# WRITTEN TASK
Scan the data below for the string "with". Show every line where it turns up.

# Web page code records
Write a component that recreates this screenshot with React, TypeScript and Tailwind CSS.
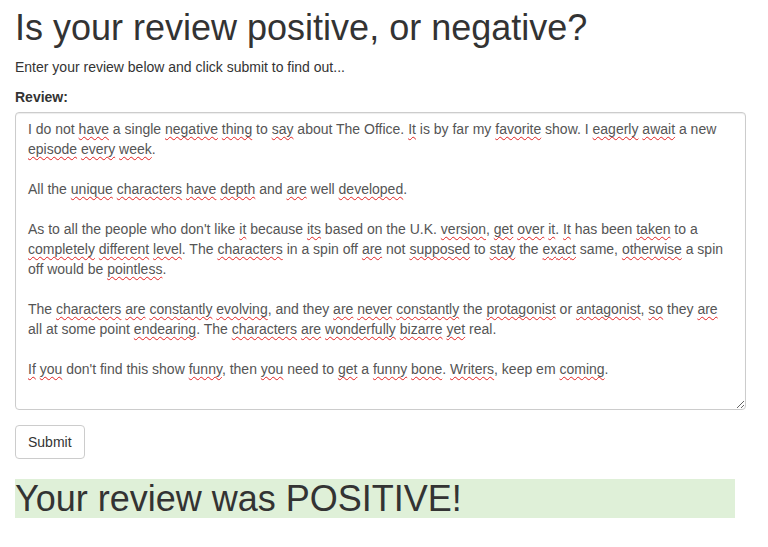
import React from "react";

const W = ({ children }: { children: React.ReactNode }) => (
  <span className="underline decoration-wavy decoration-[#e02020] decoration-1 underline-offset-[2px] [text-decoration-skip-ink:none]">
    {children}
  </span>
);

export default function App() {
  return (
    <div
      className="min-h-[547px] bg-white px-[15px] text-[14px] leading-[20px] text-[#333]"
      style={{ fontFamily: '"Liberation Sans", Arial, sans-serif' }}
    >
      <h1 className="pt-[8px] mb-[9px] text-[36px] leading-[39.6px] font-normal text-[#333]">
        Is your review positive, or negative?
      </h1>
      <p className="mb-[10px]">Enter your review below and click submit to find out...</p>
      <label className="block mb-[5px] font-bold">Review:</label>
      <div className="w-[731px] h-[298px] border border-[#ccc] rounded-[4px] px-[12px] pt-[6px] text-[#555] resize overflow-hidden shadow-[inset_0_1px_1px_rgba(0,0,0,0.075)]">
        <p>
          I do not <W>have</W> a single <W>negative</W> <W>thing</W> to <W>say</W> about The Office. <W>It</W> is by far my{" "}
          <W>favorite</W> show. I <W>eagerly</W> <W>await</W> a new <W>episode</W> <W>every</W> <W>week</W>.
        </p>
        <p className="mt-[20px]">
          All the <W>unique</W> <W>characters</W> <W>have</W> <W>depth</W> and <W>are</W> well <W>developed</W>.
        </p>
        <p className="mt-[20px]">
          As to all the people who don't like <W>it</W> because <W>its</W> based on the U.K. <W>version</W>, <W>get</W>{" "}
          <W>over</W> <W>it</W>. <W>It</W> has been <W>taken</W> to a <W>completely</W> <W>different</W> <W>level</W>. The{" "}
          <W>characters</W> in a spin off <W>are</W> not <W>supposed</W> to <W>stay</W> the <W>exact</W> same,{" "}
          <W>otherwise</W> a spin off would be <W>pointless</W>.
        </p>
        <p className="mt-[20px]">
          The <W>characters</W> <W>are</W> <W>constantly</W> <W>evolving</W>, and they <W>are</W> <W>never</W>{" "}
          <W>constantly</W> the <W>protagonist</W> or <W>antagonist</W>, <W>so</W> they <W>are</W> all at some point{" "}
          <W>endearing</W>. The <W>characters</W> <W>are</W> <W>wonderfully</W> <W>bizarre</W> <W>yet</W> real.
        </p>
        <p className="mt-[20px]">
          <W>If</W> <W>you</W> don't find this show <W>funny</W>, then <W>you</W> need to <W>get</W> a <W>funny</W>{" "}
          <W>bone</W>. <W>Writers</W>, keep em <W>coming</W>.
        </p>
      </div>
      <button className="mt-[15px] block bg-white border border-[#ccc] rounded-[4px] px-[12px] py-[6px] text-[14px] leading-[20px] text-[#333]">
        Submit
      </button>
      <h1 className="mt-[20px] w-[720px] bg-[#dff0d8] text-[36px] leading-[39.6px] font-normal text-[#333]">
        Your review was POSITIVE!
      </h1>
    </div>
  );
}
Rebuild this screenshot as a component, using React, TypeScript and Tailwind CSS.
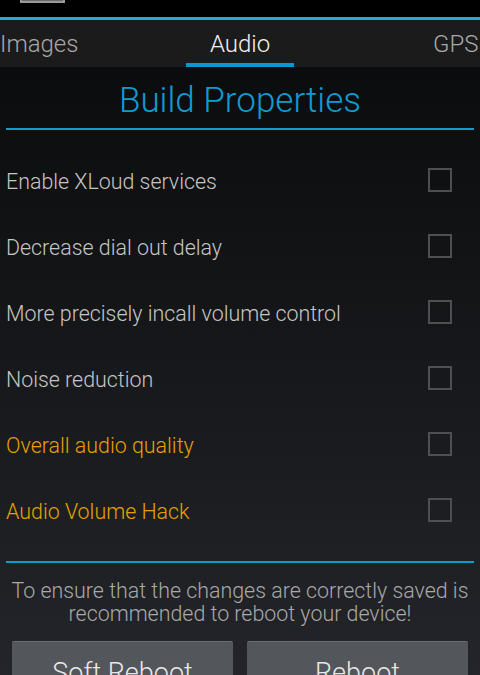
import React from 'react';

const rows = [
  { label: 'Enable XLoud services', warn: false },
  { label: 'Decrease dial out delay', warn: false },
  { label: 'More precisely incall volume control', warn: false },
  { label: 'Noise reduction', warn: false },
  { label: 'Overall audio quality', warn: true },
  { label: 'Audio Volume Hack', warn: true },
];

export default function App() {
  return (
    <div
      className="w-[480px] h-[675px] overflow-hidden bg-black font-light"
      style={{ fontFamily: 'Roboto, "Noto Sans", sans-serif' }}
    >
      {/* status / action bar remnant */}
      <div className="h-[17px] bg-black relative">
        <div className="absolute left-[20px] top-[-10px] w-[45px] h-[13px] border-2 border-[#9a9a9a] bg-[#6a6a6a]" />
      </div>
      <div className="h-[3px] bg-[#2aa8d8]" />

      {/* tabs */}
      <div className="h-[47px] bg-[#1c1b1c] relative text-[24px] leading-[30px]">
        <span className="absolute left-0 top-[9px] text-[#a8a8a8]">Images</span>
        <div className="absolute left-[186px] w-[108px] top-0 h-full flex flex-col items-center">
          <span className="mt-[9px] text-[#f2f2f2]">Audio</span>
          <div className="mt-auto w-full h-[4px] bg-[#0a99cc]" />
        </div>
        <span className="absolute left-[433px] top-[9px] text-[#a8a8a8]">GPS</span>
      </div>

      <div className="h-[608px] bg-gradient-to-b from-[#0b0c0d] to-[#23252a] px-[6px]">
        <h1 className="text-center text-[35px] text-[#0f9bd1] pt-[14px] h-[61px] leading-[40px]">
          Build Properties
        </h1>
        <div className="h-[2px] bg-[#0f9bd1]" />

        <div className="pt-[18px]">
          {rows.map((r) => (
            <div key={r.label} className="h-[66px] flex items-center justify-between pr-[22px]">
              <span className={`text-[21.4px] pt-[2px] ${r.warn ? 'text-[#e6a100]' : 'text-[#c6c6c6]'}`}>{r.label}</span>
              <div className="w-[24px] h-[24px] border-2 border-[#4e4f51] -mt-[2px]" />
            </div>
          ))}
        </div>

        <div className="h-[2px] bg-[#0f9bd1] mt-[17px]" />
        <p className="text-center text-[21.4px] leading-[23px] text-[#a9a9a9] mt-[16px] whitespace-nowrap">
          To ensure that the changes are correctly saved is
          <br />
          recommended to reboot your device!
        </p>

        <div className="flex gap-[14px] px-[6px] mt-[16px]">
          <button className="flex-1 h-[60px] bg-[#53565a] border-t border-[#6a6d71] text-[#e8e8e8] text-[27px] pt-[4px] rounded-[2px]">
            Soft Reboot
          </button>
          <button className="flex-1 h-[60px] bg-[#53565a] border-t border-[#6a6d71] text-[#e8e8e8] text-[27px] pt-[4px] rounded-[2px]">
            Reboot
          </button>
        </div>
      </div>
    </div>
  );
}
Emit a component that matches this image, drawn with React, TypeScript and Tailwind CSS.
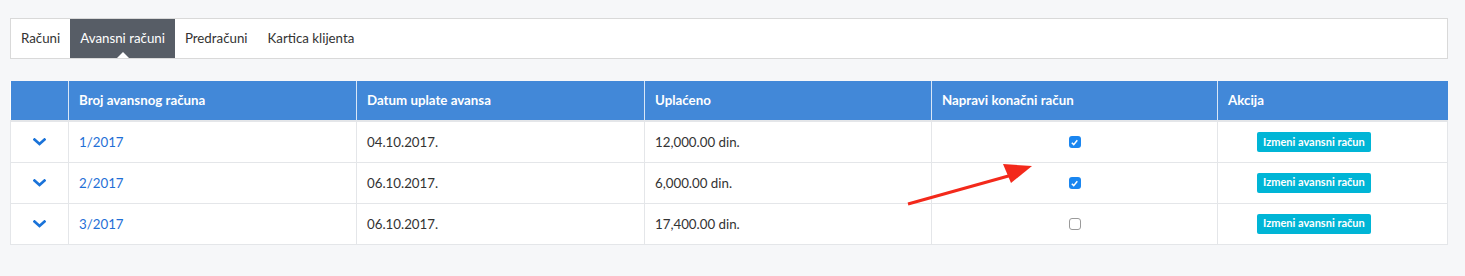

# TASK ANSWER
Write a component that recreates this screenshot with React, TypeScript and Tailwind CSS.
Emit a component that matches this image, drawn with React, TypeScript and Tailwind CSS.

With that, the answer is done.